Hier einige Namen der noch vorhanden alten Kamelien:
Virginia Franco
Latifolia
Leana Superba
Sericea
Pelagi
Tricolor/Sieboldii
Victoria Antwerpensis
Alba Plena
Eugenie de Massena
Madoni
Variegata
Bealei Roseea
Roi de Belges
Sacco di Lainate
Elisabeth Herbert
Preston Rose
Duc de Devonshire
The Emporer
Mathothiana rubra
Calypso Vera
Rubrucaulis
Humilis
Es gibt jedoch keinen Stillstand in der Entwicklung der Wilhelma; so kam im Jahre 2000 ein großartiges Amazonienhaus für 9 Millionen Euro hinzu und Jahre 2002 ein beeindruckend großzügiges Insektenhaus mit kostbaren Schmetterlingen aus aller Welt. Der zoologisch-botanische Garten Wilhelma in Stuttgart hat in der Welt einen guten Ruf.

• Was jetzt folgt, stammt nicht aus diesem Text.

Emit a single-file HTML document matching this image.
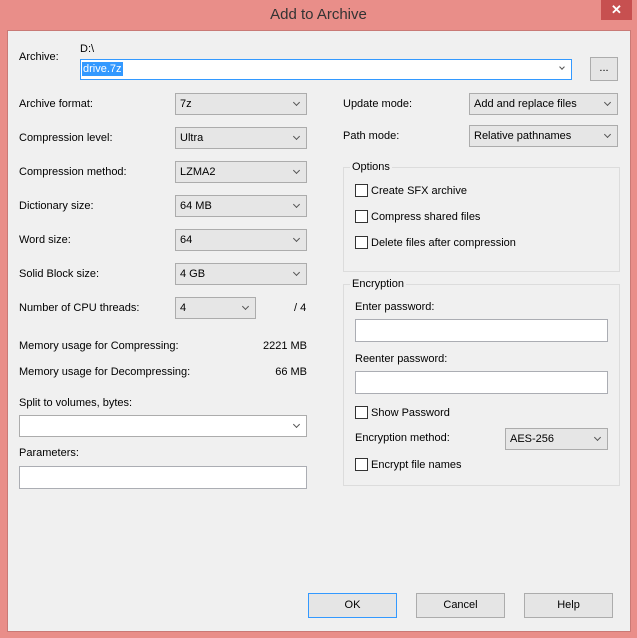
<!DOCTYPE html>
<html><head><meta charset="utf-8"><style>
*{box-sizing:border-box;margin:0;padding:0}
body{width:637px;height:638px;background:#e98e89;position:relative;overflow:hidden;font-family:"Liberation Sans",sans-serif;font-size:11px;color:#000}
.a{position:absolute;white-space:nowrap}
.t{position:absolute;white-space:nowrap;line-height:14px}
.client{position:absolute;left:7px;top:30px;width:624px;height:602px;background:#f0f0f0;border:1px solid #c97a76}
.cb{position:absolute;height:22px;background:#e6e6e6;border:1px solid #acacac;padding-left:4px;line-height:20px}
.cb.w{background:#fff}
.cb:after{content:"";position:absolute;right:7px;top:6px;width:4px;height:4px;border-right:1.5px solid #555;border-bottom:1.5px solid #555;transform:rotate(45deg)}
.in{position:absolute;background:#fff;border:1px solid #abadb3}
.ck{position:absolute;width:13px;height:13px;background:#fff;border:1px solid #333}
.g{position:absolute;border:1px solid #dcdcdc}
.gl{position:absolute;background:#f0f0f0;padding:0 2px;line-height:14px}
.btn{position:absolute;height:25px;width:89px;background:#e5e5e5;border:1px solid #acacac;text-align:center;line-height:23px}
</style></head><body>
<div class="t" style="left:0;width:637px;top:6px;text-align:center;font-size:15px;line-height:18px;color:#333">Add to Archive</div>
<div class="a" style="left:601px;top:0;width:31px;height:20px;background:#c75050;color:#fff;text-align:center;font-size:13px;line-height:19px;font-weight:bold">✕</div>
<div class="client"></div>

<div class="t" style="left:19px;top:50px">Archive:</div>
<div class="t" style="left:80px;top:42px">D:\</div>
<div class="in" style="left:80px;top:59px;width:492px;height:21px;border-color:#3399ff"></div>
<div class="a" style="left:82px;top:62px;background:#3399ff;color:#fff;line-height:14px;padding:0 1px">drive.7z</div>
<div class="a" style="left:560px;top:65px;width:4px;height:4px;border-right:1.5px solid #555;border-bottom:1.5px solid #555;transform:rotate(45deg)"></div>
<div class="btn" style="left:590px;top:57px;width:28px;height:24px;line-height:20px">...</div>

<div class="t" style="left:19px;top:97px">Archive format:</div>
<div class="cb" style="left:175px;top:93px;width:132px">7z</div>
<div class="t" style="left:19px;top:131px">Compression level:</div>
<div class="cb" style="left:175px;top:127px;width:132px">Ultra</div>
<div class="t" style="left:19px;top:165px">Compression method:</div>
<div class="cb" style="left:175px;top:161px;width:132px">LZMA2</div>
<div class="t" style="left:19px;top:199px">Dictionary size:</div>
<div class="cb" style="left:175px;top:195px;width:132px">64 MB</div>
<div class="t" style="left:19px;top:233px">Word size:</div>
<div class="cb" style="left:175px;top:229px;width:132px">64</div>
<div class="t" style="left:19px;top:267px">Solid Block size:</div>
<div class="cb" style="left:175px;top:263px;width:132px">4 GB</div>
<div class="t" style="left:19px;top:301px">Number of CPU threads:</div>
<div class="cb" style="left:175px;top:297px;width:81px">4</div>
<div class="t" style="left:294px;top:301px">/ 4</div>

<div class="t" style="left:19px;top:339px">Memory usage for Compressing:</div>
<div class="t" style="left:200px;width:107px;text-align:right;top:339px">2221 MB</div>
<div class="t" style="left:19px;top:365px">Memory usage for Decompressing:</div>
<div class="t" style="left:200px;width:107px;text-align:right;top:365px">66 MB</div>
<div class="t" style="left:19px;top:396px">Split to volumes, bytes:</div>
<div class="cb w" style="left:19px;top:415px;width:288px"></div>
<div class="t" style="left:19px;top:446px">Parameters:</div>
<div class="in" style="left:19px;top:466px;width:288px;height:23px"></div>

<div class="t" style="left:343px;top:97px">Update mode:</div>
<div class="cb" style="left:469px;top:93px;width:149px">Add and replace files</div>
<div class="t" style="left:343px;top:129px">Path mode:</div>
<div class="cb" style="left:469px;top:125px;width:149px">Relative pathnames</div>

<div class="g" style="left:343px;top:167px;width:277px;height:105px"></div>
<div class="gl" style="left:350px;top:160px">Options</div>
<div class="ck" style="left:355px;top:184px"></div><div class="t" style="left:371px;top:184px">Create SFX archive</div>
<div class="ck" style="left:355px;top:210px"></div><div class="t" style="left:371px;top:210px">Compress shared files</div>
<div class="ck" style="left:355px;top:236px"></div><div class="t" style="left:371px;top:236px">Delete files after compression</div>

<div class="g" style="left:343px;top:284px;width:277px;height:202px"></div>
<div class="gl" style="left:350px;top:277px">Encryption</div>
<div class="t" style="left:355px;top:300px">Enter password:</div>
<div class="in" style="left:355px;top:319px;width:253px;height:23px"></div>
<div class="t" style="left:355px;top:352px">Reenter password:</div>
<div class="in" style="left:355px;top:371px;width:253px;height:23px"></div>
<div class="ck" style="left:355px;top:406px"></div><div class="t" style="left:371px;top:406px">Show Password</div>
<div class="t" style="left:355px;top:431px">Encryption method:</div>
<div class="cb" style="left:505px;top:428px;width:103px">AES-256</div>
<div class="ck" style="left:355px;top:458px"></div><div class="t" style="left:371px;top:458px">Encrypt file names</div>

<div class="btn" style="left:308px;top:593px;border-color:#3399ff">OK</div>
<div class="btn" style="left:416px;top:593px">Cancel</div>
<div class="btn" style="left:524px;top:593px">Help</div>
</body></html>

Natürlich konnte ich hier nicht alle alten Kamelien und deren Standorte in Europa vorstellen, manche werden sie auf dieser Reise in Italien und in der Schweiz selber besucht haben.
Ich hoffe, ich habe Sie nicht mit meinen Ausführungen gelangweilt und bedanke mich für ihr Zuhören.
Es würde mich freuen, Sie einmal in Stuttgart begrüßen zu dürfen.